At Taylorsville High, the newspaper class is far more than a mere elective taken to pile up credit hours.

"It's not just a side class that we do," said Warrior Ledger photographer Kaitlin Mounteer. "This is a full-time occupation."

The Warrior Ledger staff is made up of die-hard journalists: up-and-coming Woodwards and Bernsteins bent on changing policies and drawing attention to overlooked issues.

"The people here are committed," said co-editor-in-chief Dylan Wilson. "We really do care about the paper we're putting out."

The hard work is paying off. In February, Taylorsville won top honors at a state convention and competition at Utah Valley University, winning, among other categories, Overall Design, Best Column and Best Photos. In March, the accolades kept coming when the Utah Press Association (UPA) named the Warrior Ledger the best high-school newspaper in the state (in the larger schools category), which comes with a $500 prize. The UPA also named Taylorsville senior Kiley Atkins as this year's "Super Journalist," an award given to one student who "has demonstrated exemplary work" and "goes above and beyond what is expected of them to portray a story."

The Warrior Ledger sets itself apart because it covers issues such as homeless teens and gay bashing, said Mary Seal, the Warrior Ledger's first-year adviser.
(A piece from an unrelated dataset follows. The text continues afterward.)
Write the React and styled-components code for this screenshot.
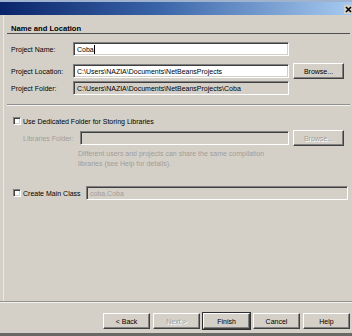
import React from 'react';
import styled, { createGlobalStyle, css } from 'styled-components';

const Global = createGlobalStyle`
  html, body { margin: 0; padding: 0; background: #d4d0c8; }
  body { font-family: "Liberation Sans", Arial, sans-serif; font-size: 7px; color: #000; }
`;

const sunken = css`
  box-sizing: border-box;
  border: 1px solid;
  border-color: #808080 #ffffff #ffffff #808080;
  box-shadow: inset 1px 1px 0 #404040, inset -1px -1px 0 #d4d0c8;
`;

const raised = css`
  box-sizing: border-box;
  border: 1px solid;
  border-color: #ffffff #404040 #404040 #ffffff;
  box-shadow: inset -1px -1px 0 #808080;
`;

const Window = styled.div`
  width: 352px;
  height: 336px;
  display: flex;
  flex-direction: column;
  background: #d4d0c8;
  overflow: hidden;
`;

const TitleBar = styled.div`
  height: 15px;
  flex: none;
  display: flex;
  align-items: center;
  justify-content: flex-end;
  background: linear-gradient(to right, #0a246a 0%, #3a64a8 45%, #a6caf0 100%);
  border-top: 2px solid #9fb3cf;
  box-sizing: border-box;
`;

const Close = styled.div`
  width: 8px;
  height: 9px;
  margin-top: 1px;
  background: #d4d0c8;
  display: flex;
  align-items: center;
  justify-content: center;
`;

const Body = styled.div`
  flex: 1;
  display: flex;
  flex-direction: column;
  padding: 0 2px 0 3px;
  margin-left: 3px;
  border-left: 1px solid #ece9e2;
`;

const Header = styled.div`
  margin-top: 9px;
  height: 9px;
  line-height: 9px;
  font-weight: bold;
  font-size: 7.6px;
  padding-left: 4px;
  border-bottom: 1px solid #505050;
`;

const Row = styled.div`
  display: flex;
  align-items: center;
  height: ${(p) => p.$h || 16}px;
  margin-top: ${(p) => p.$mt || 0}px;
  padding-left: ${(p) => p.$pl ?? 4}px;
`;

const Label = styled.div`
  width: ${(p) => (p.$w ? `${p.$w}px` : 'auto')};
  flex: none;
  color: ${(p) => (p.$disabled ? '#a09d98' : '#000')};
  white-space: nowrap;
`;

const Field = styled.div`
  ${sunken};
  width: ${(p) => p.$w}px;
  height: 14px;
  flex: none;
  display: flex;
  align-items: center;
  padding-left: 3px;
  background: ${(p) => (p.$white ? '#ffffff' : '#d4d0c8')};
  color: ${(p) => (p.$disabled ? '#a09d98' : '#000')};
  white-space: nowrap;
  overflow: hidden;
`;

const Caret = styled.span`
  display: inline-block;
  width: 1px;
  height: 9px;
  background: #000;
  margin-left: 0.5px;
`;

const Gap = styled.span`
  width: ${(p) => p.$w}px;
  flex: none;
`;

const Button = styled.div`
  ${raised};
  width: ${(p) => p.$w || 47}px;
  height: 16px;
  flex: none;
  display: flex;
  align-items: center;
  justify-content: center;
  color: ${(p) => (p.$disabled ? '#a09d98' : '#000')};
  text-shadow: ${(p) => (p.$disabled ? '1px 1px 0 #fff' : 'none')};
  ${(p) =>
    p.$default &&
    css`
      outline: 1px solid #303030;
    `}
`;

const Separator = styled.div`
  margin-top: ${(p) => p.$mt}px;
  height: 1px;
  background: #909090;
  box-shadow: 0 1px 0 #f4f2ee;
`;

const Check = styled.div`
  ${sunken};
  width: 8px;
  height: 8px;
  flex: none;
  background: #fff;
  margin-left: 6px;
  margin-right: 2px;
`;

const Hint = styled.div`
  margin-top: 3px;
  padding-left: 71px;
  line-height: 10px;
  color: #a09d98;
`;

const Footer = styled.div`
  flex: none;
  height: 35px;
  border-top: 1px solid #909090;
  box-shadow: inset 0 1px 0 #f4f2ee;
  display: flex;
  justify-content: flex-end;
  align-items: flex-start;
  gap: 3px;
  padding: 11px 2px 0 0;
  box-sizing: border-box;
  border-bottom: 3px solid #6a6864;
`;

export default function App() {
  return (
    <>
      <Global />
      <Window>
        <TitleBar>
          <Close>
            <svg width="7" height="7" viewBox="0 0 7 7">
              <path d="M1 1 L6 6 M6 1 L1 6" stroke="#000" strokeWidth="1.6" />
            </svg>
          </Close>
        </TitleBar>
        <Body>
          <Header>Name and Location</Header>
          <Row $mt={8} $h={14}>
            <Label $w={62}>Project Name:</Label>
            <Field $w={216} $white>
              Coba<Caret />
            </Field>
          </Row>
          <Row $mt={7}>
            <Label $w={62}>Project Location:</Label>
            <Field $w={216} $white>
              C:\Users\NAZIA\Documents\NetBeansProjects
            </Field>
            <Gap $w={4} />
            <Button $w={51}>Browse...</Button>
          </Row>
          <Row $mt={2} $h={14}>
            <Label $w={62}>Project Folder:</Label>
            <Field $w={216}>C:\Users\NAZIA\Documents\NetBeansProjects\Coba</Field>
          </Row>
          <Separator $mt={9} />
          <Row $mt={11} $h={10} $pl={0}>
            <Check />
            <Label>Use Dedicated Folder for Storing Libraries</Label>
          </Row>
          <Row $mt={4} $pl={16}>
            <Label $w={57} $disabled>
              Libraries Folder:
            </Label>
            <Field $w={209} />
            <Gap $w={4} />
            <Button $w={51} $disabled>
              Browse...
            </Button>
          </Row>
          <Hint>
            Different users and projects can share the same compilation
            <br />
            libraries (see Help for details).
          </Hint>
          <Row $mt={16} $pl={0}>
            <Check />
            <Label $w={63}>Create Main Class</Label>
            <Field $w={262} $disabled>
              coba.Coba
            </Field>
          </Row>
        </Body>
        <Footer>
          <Button>&lt; Back</Button>
          <Button $disabled>Next &gt;</Button>
          <Button $default>Finish</Button>
          <Button>Cancel</Button>
          <Button>Help</Button>
        </Footer>
      </Window>
    </>
  );
}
"We have some amazing writers that just have a voice for writing that I haven't had an opportunity to work with before, not even in college," Seal said. "Kiley can take an editorial and convince you to believe just about anything she wants you to believe, which is real talent. Dylan, who's our editor, he can take five stories on the same day and turn those in for you. He's a workhorse."

"Super Journalist" Atkins walked the streets of downtown Salt Lake City, near shelters and beneath bridges, to research a story about homeless teens.

"The story really impacted a lot of people," Seal said. "I saw tears in my classroom when kids were reading it."

In the same issue, the Warrior Ledger ran a column about "a couple teachers who were making some references to homosexuality in their classrooms that were inappropriate," Atkins said.

After the editorial ran, students saw their work help make positive changes at the school.

"In the next staff meeting, [teachers] were called on the carpet, not individually, but as a group," Seal said. "We were told, 'This is not going to be happening here.' "

Mounteer said the staff focuses on big issues in the nation and finds a way to relate them to students at Taylorsville.

"It's not just articles about prom dresses," she said. "It's stuff that really affects us."

The Warrior Ledger provides students a chance to be heard, Seal said. And it's also nice to win.

"Riverton has kind of dominated journalism in the past years," Seal said. "So it's fun for us."